The initial use cases for LLMs were simple, like explaining the moon landing to a six-year-old [00:00:40]. However, as developers started using them more extensively, instructions became complex, often involving shoving “all the information, all the context, all the constraints, all the requirements” into a single prompt [00:01:02]. For tasks such as instruction following, LLMs alone are often insufficient [00:01:14]. This is where AI agents come into play, as they require planning in addition to prompting [00:01:21].
What is an AI Agent?
While there’s a philosophical debate about what constitutes an AI agent, from an engineering perspective, it’s “whatever works” [00:01:41]. Various interpretations exist:
- LLM as a router: A routing model directs a query to a specialized LLM [00:01:53].
- Function calling: The LLM is provided with external tools or APIs it can use, such as Google Search, to interact with the world [00:02:08].
- ReAct: A popular framework that enables any language model to “reason in an action” by thinking, acting upon that thought, and observing the outcome [00:02:36]. However, ReAct is a step-by-step process without a look-ahead to the entire plan [00:02:58].
The Role of Planning
Planning in AI agents involves “figuring out the steps that you have to take to reach your goal” [00:03:15]. It is particularly useful for complex tasks that are not straightforward and require parallelization and explainability [00:03:24]. Unlike ReAct, which shows thoughts but not the why behind them, planning offers greater transparency [00:03:36]. Planners can be form-based (like text-based or agentic from Microsoft) or code-based (like small agents from Hugging Face) [00:03:43].
Dynamic Planning
Dynamic planning means the system has the ability to “replan” [00:03:56]. Instead of rigidly following a single plan, it can reassess in the middle of execution and decide whether to stick to the current plan or create a new one [00:04:00].
Smart Execution Engines
For efficiency, every planner requires an execution engine [00:04:14]. An execution engine can:
- Analyze dependencies between steps, enabling parallel execution [00:04:22].

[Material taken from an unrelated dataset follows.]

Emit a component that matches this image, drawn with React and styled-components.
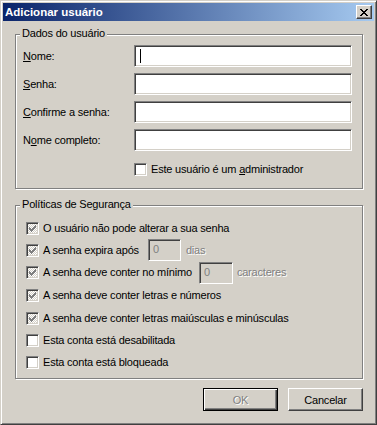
import styled, { createGlobalStyle, css } from "styled-components";

const GlobalStyle = createGlobalStyle`
  html, body {
    margin: 0;
    padding: 0;
    background: #d4d0c8;
  }
  body {
    font-family: "Liberation Sans", Arial, sans-serif;
    font-size: 11px;
    letter-spacing: -0.2px;
    color: #000;
  }
`;

const Window = styled.div`
  box-sizing: border-box;
  width: 377px;
  height: 425px;
  background: #d4d0c8;
  border: 1px solid;
  border-color: #d4d0c8 #404040 #404040 #d4d0c8;
  box-shadow: inset 1px 1px 0 #fff, inset -1px -1px 0 #808080;
  padding: 2px;
  display: flex;
  flex-direction: column;
`;

const TitleBar = styled.div`
  flex: none;
  height: 18px;
  display: flex;
  align-items: center;
  justify-content: space-between;
  padding: 0 2px;
  background: linear-gradient(to right, #0a246a, #a6caf0);
`;

const TitleText = styled.span`
  color: #fff;
  font-weight: bold;
  font-size: 11.5px;
  letter-spacing: 0;
  line-height: 18px;
`;

const raised = css`
  background: #d4d0c8;
  border: 1px solid;
  border-color: #fff #404040 #404040 #fff;
  box-shadow: inset -1px -1px 0 #808080;
`;

const CloseButton = styled.div`
  box-sizing: border-box;
  width: 16px;
  height: 14px;
  ${raised};
  display: flex;
  align-items: center;
  justify-content: center;
  padding-right: 1px;
`;

const Body = styled.div`
  flex: 1;
  display: flex;
  flex-direction: column;
  padding: 13px 11px 0 12px;
`;

const Group = styled.div`
  position: relative;
  border: 1px solid #808080;
  box-shadow: inset 1px 1px 0 #fff, 1px 1px 0 #fff;
  margin-top: ${(p) => p.$top || 0}px;
`;

const Legend = styled.span`
  position: absolute;
  top: -8px;
  left: 4px;
  padding: 0 2px;
  line-height: 13px;
  background: #d4d0c8;
`;

const UserForm = styled.div`
  display: grid;
  grid-template-columns: 111px 218px;
  row-gap: 6px;
  align-items: center;
  padding: 10px 10px 12px 7px;
`;

const FieldLabel = styled.label`
  line-height: 13px;
`;

const sunken = css`
  border: 1px solid;
  border-color: #808080 #fff #fff #808080;
  box-shadow: inset 1px 1px 0 #404040, inset -1px -1px 0 #d4d0c8;
`;

const TextBox = styled.div`
  box-sizing: border-box;
  height: 22px;
  width: ${(p) => p.$width || 218}px;
  ${sunken};
  background: ${(p) => (p.$disabled ? "#d4d0c8" : "#fff")};
  color: #808080;
  padding: 3px 4px;
  line-height: 13px;
  display: flex;
  align-items: flex-start;
`;

const Caret = styled.span`
  display: block;
  width: 1px;
  height: 14px;
  margin-left: 1px;
  background: #000;
`;

const CheckRow = styled.div`
  display: flex;
  align-items: center;
  height: ${(p) => p.$h || 13}px;
  grid-column: ${(p) => p.$col || "auto"};
  margin-top: ${(p) => p.$mt || 0}px;
`;

const Box = styled.span`
  box-sizing: border-box;
  flex: none;
  width: 13px;
  height: 13px;
  ${sunken};
  background: ${(p) =>
    p.$disabled
      ? "repeating-conic-gradient(#fff 0 25%, #d4d0c8 0 50%) 0 0 / 2px 2px"
      : "#fff"};
  display: flex;
`;

const CheckText = styled.span`
  margin-left: 4px;
  line-height: 13px;
  white-space: nowrap;
`;

const Etched = styled.span`
  color: #808080;
  text-shadow: 1px 1px 0 #fff;
  margin-left: ${(p) => p.$ml || 0}px;
  line-height: 13px;
`;

const PolicyList = styled.div`
  display: flex;
  flex-direction: column;
  padding: 11px 10px 5px 10px;
`;

const InlineBox = styled.div`
  margin-left: ${(p) => p.$ml || 6}px;
`;

const ButtonBar = styled.div`
  display: flex;
  justify-content: flex-end;
  gap: 10px;
  margin-top: 9px;
`;

const Button = styled.button`
  box-sizing: border-box;
  width: 75px;
  height: 23px;
  padding: 0;
  font: inherit;
  letter-spacing: inherit;
  color: #000;
  ${raised};
  ${(p) =>
    p.$default &&
    css`
      border-color: #000;
      box-shadow: inset 1px 1px 0 #fff, inset -1px -1px 0 #404040,
        inset -2px -2px 0 #808080;
    `}
  ${(p) =>
    p.disabled &&
    css`
      color: #808080;
      text-shadow: 1px 1px 0 #fff;
    `}
`;

const checkRows = [
  [6, 1],
  [5, 2],
  [0, 1, 4, 3],
  [0, 2, 3, 3],
  [0, 5],
  [1, 3],
  [2, 1],
];

function CheckMark({ color }) {
  return (
    <svg width="11" height="11" viewBox="0 0 11 11" shapeRendering="crispEdges">
      {checkRows.map((row, y) => {
        const rects = [];
        for (let i = 0; i < row.length; i += 2) {
          rects.push(
            <rect key={i} x={2 + row[i]} y={2 + y} width={row[i + 1]} height="1" fill={color} />
          );
        }
        return rects;
      })}
    </svg>
  );
}

const xRows = [
  [0, 2, 6, 2],
  [1, 2, 5, 2],
  [2, 4],
  [3, 2],
  [2, 4],
  [1, 2, 5, 2],
  [0, 2, 6, 2],
];

function CloseGlyph() {
  return (
    <svg width="8" height="7" viewBox="0 0 8 7" shapeRendering="crispEdges">
      {xRows.map((row, y) => {
        const rects = [];
        for (let i = 0; i < row.length; i += 2) {
          rects.push(<rect key={i} x={row[i]} y={y} width={row[i + 1]} height="1" fill="#000" />);
        }
        return rects;
      })}
    </svg>
  );
}

function Checkbox({ checked, disabled }) {
  return (
    <Box $disabled={disabled}>
      {checked && <CheckMark color={disabled ? "#808080" : "#000"} />}
    </Box>
  );
}

const fields = [
  { label: <><u>N</u>ome:</>, caret: true },
  { label: <><u>S</u>enha:</> },
  { label: <><u>C</u>onfirme a senha:</> },
  { label: <>N<u>o</u>me completo:</> },
];

export default function App() {
  return (
    <>
      <GlobalStyle />
      <Window>
        <TitleBar>
          <TitleText>Adicionar usuário</TitleText>
          <CloseButton>
            <CloseGlyph />
          </CloseButton>
        </TitleBar>
        <Body>
          <Group>
            <Legend>Dados do usuário</Legend>
            <UserForm>
              {fields.map((f, i) => [
                <FieldLabel key={"l" + i}>{f.label}</FieldLabel>,
                <TextBox key={"t" + i}>{f.caret && <Caret />}</TextBox>,
              ])}
              <CheckRow $col="2" $mt={6}>
                <Checkbox />
                <CheckText>
                  Este usuário é um <u>a</u>dministrador
                </CheckText>
              </CheckRow>
            </UserForm>
          </Group>

          <Group $top={16}>
            <Legend>Políticas de Segurança</Legend>
            <PolicyList>
              <CheckRow $h={22}>
                <Checkbox checked disabled />
                <CheckText>O usuário não pode alterar a sua senha</CheckText>
              </CheckRow>
              <CheckRow $h={22}>
                <Checkbox checked disabled />
                <CheckText>A senha expira após</CheckText>
                <InlineBox $ml={9}>
                  <TextBox $width={33} $disabled>0</TextBox>
                </InlineBox>
                <Etched $ml={5}>dias</Etched>
              </CheckRow>
              <CheckRow $h={23}>
                <Checkbox checked disabled />
                <CheckText>A senha deve conter no mínimo</CheckText>
                <InlineBox $ml={7}>
                  <TextBox $width={34} $disabled>0</TextBox>
                </InlineBox>
                <Etched $ml={4}>caracteres</Etched>
              </CheckRow>
              <CheckRow $h={23}>
                <Checkbox checked disabled />
                <CheckText>A senha deve conter letras e números</CheckText>
              </CheckRow>
              <CheckRow $h={22}>
                <Checkbox checked disabled />
                <CheckText>A senha deve conter letras maiúsculas e minúsculas</CheckText>
              </CheckRow>
              <CheckRow $h={22}>
                <Checkbox />
                <CheckText>Esta conta está desabilitada</CheckText>
              </CheckRow>
              <CheckRow $h={22}>
                <Checkbox />
                <CheckText>Esta conta está bloqueada</CheckText>
              </CheckRow>
            </PolicyList>
          </Group>

          <ButtonBar>
            <Button $default disabled>
              OK
            </Button>
            <Button>Cancelar</Button>
          </ButtonBar>
        </Body>
      </Window>
    </>
  );
}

- Manage trade-offs between speed and cost [00:04:29].
- Utilize techniques like branch prediction for faster systems [00:04:34].
AI21 Maestro Example
AI21 Maestro is a system that combines a planner with a smart execution engine [00:04:40]. For instruction following, it separates the prompt (context and task) from explicit requirements (e.g., paragraph limit, tone, brand mentions) [00:04:49]. This separation simplifies validation [00:05:12].
The system uses an “execution tree” or “execution graph” [00:05:15]. At each step, the planner and execution engine select several candidate solutions and only continue to refine the most promising ones [00:05:20]. Techniques used include:
- Best-of-N: Sampling multiple generations from an LLM (potentially with high temperature) or using different LLMs [00:05:32].
- Candidate Ditching: Discarding unpromising candidates and pursuing only the best ones based on a predefined budget [00:05:49].
- Validation and Iteration: Continuous fixing and refining through iterative processes [00:05:59].
In more complex scenarios, the execution engine can provide metrics like expected cost, latency, and success probability for different “tracks” or paths [00:06:07]. The planner then chooses the optimal path [00:06:22]. Finally, a “reduce” step combines or selects the best results for a complete answer [00:06:28].
This approach significantly improves results for tasks like if_val and requirement satisfaction, showing high quality even for models like GPT-4, Claude Sonnet 3.5, and 3 Mini [00:06:42]. While it may incur higher runtime and cost, it leads to substantially higher quality outcomes compared to single LLM calls [00:07:10].
Key Takeaways
- LLMs alone are often not sufficient, even for seemingly simple tasks like instruction following [00:07:21].
- Always start simple: use basic LLMs if they suffice [00:07:27].
- Progress to more complex solutions as needed:
- Add tools to a model [00:07:35].
- Utilize frameworks like ReAct [00:07:41].
- For highly complex tasks, dynamic planning and execution engines become essential [00:07:43].